Let us begin with the nobility of the food chain: red meat. Yes, some studies indicate red meat may be bad for you. But as we’ve learned from the recent election, science is fake. If you just got out of prison, or have a two-week wait for your next Social Security check, this is the place to recharge your gullet.
There’s brisket, roast, sirloin, London broil, and Mongolian. We’re not talking standard buffet beef here, the kind that looks suspiciously like recycled gloves from the 1965 Houston Astros. This is tender, finely seasoned, cut in sizes manly enough to satiate a pack of marauding Buick salesmen.
There are so many varieties of chicken that this correspondent developed carpal tunnel trying to write them all down. (He is now in litigation with his employer.)
Yet the assembled firepower is merely the warmup act to the Corral’s crowning achievement: fried fish.
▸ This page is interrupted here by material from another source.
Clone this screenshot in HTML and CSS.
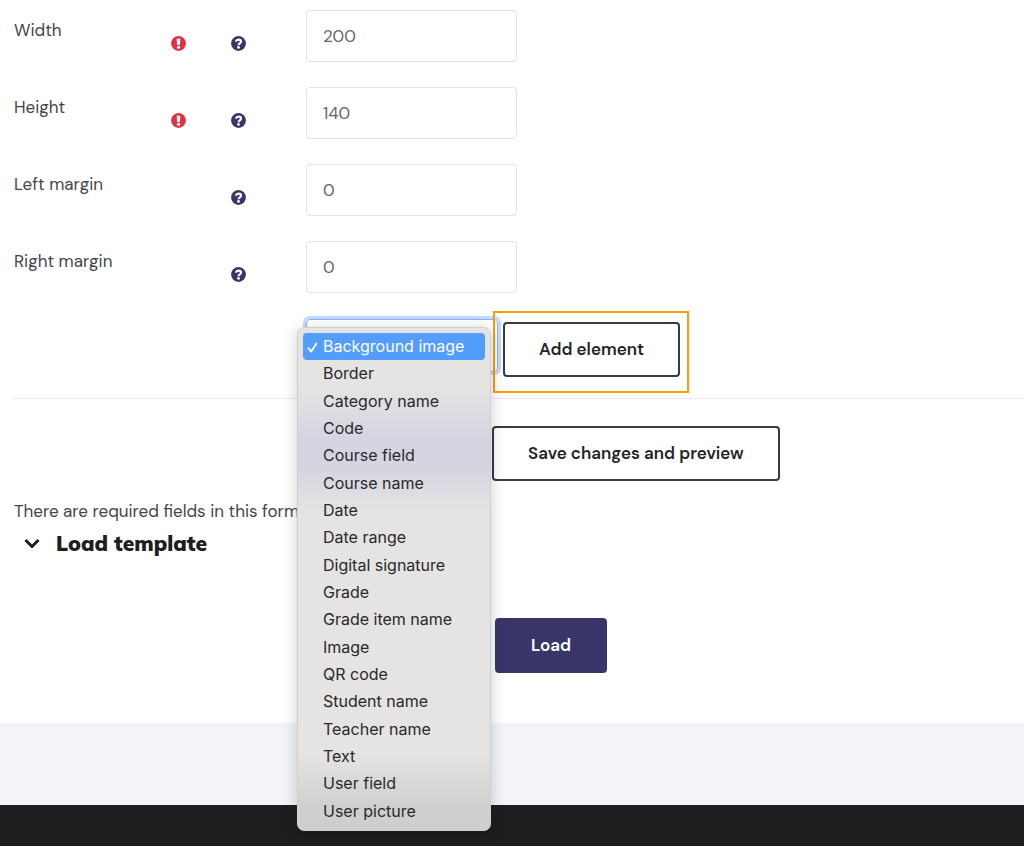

It’s lightly breaded, with exquisite elevations of salt and grease. Without hyperbole, it can be said that this is the greatest fish ever sold. A reconnaissance mission by Red Lobster cooks ended after one bite, when they retreated to the parking lot to tremble in despair.
Alas, the Corral is not perfect. What’s missing is the seafood.
According to the Helsinki Accords of 1812, buffets are legally bound to offer at least some fake crab and the kind of pathetic shrimp not even its mother loves. After all, the buffet is the rare place where the general peasantry can afford to delight in treasures of the sea.
Yet Golden Corral comes up dramatically short, like your friend Robby who always kicks in a fiver on a $120 bar tab. Nobody likes Robby.
To compensate, it runs a solid game of side dishes. There’s something called “Awesome Pot Roast,” a meaty batch of beef, potatoes, and gravy, imposing enough to halt a riot by simply glaring from the other side of town. The spaghetti bake looks like it was cooked by a lady named Irene from your elementary school lunchroom, and it’s just as good.
There are also loads of salads — chicken, tuna, potato — discerningly sourced from the mayonnaise farms of Hibbing, accompanied by piles of fresh fruit.
Okay, so “fresh” might be overstating it. But it doesn’t taste as if it’s been sitting in a truck in Kansas since August. And if you’re the guy who goes to a Maple Grove strip mall expecting superior fruit, you’re also a gargoyle who expects to marry a Fleet Farm lingerie model.
You should hang out with Robby.
It’s this attention to detail — and going the extra mile — that places the Corral above all others. You can’t go to Spoon & Stable, order the $29 roasted monkfish, and have the waiter ask, “Would you like to wolf on our breakfast bar while you wait?”
No, you can’t. But the Corral throws one up for the hell of it, featuring eggs that might even be real, not pumped in from a tanker truck parked out back.
There’s also a surprisingly fine selection of pies and cakes. At Old Country, picking from the dessert bar was like grazing at a saw mill. Yet this stuff is the caliber of a mom-and-pop bakery. And it’s accompanied by a giant chocolate fountain vaguely shaped like the Stanley Cup. We’re not sure what the point is, especially with so much unclaimed meat lying around. But it makes for a handy playground for the kids.
Earlier this month, the Corral opened a second restaurant in Maplewood. It is also said to be planning joints in Coon Rapids and Burnsville.
The ultimate plan is to encircle the Twin Cities, forcing the Mustache Farmers to retreat to their walk-in closets filled with matching bicycling outfits.
Yes, the Forces of Decorative Food will fight back. They will unleash volleys of spelt flour capunti made from a crème fraiche. They will send forth legions of sommeliers who speak of wine as if it’s fermented from rubies and cocaine. But they will be mistaken for Jehovah’s Witnesses. Or guys selling lawn care services. The skirmish will be in vain.
America’s greatest restaurant is marching through the northern suburbs, flying the banners of virtue and inexpensive meat. It’s only a matter of time before they liberate these lands, returning us to the glory days of the Volume Chow Dining Experience.
Be still, sweet patriot. Freedom is near.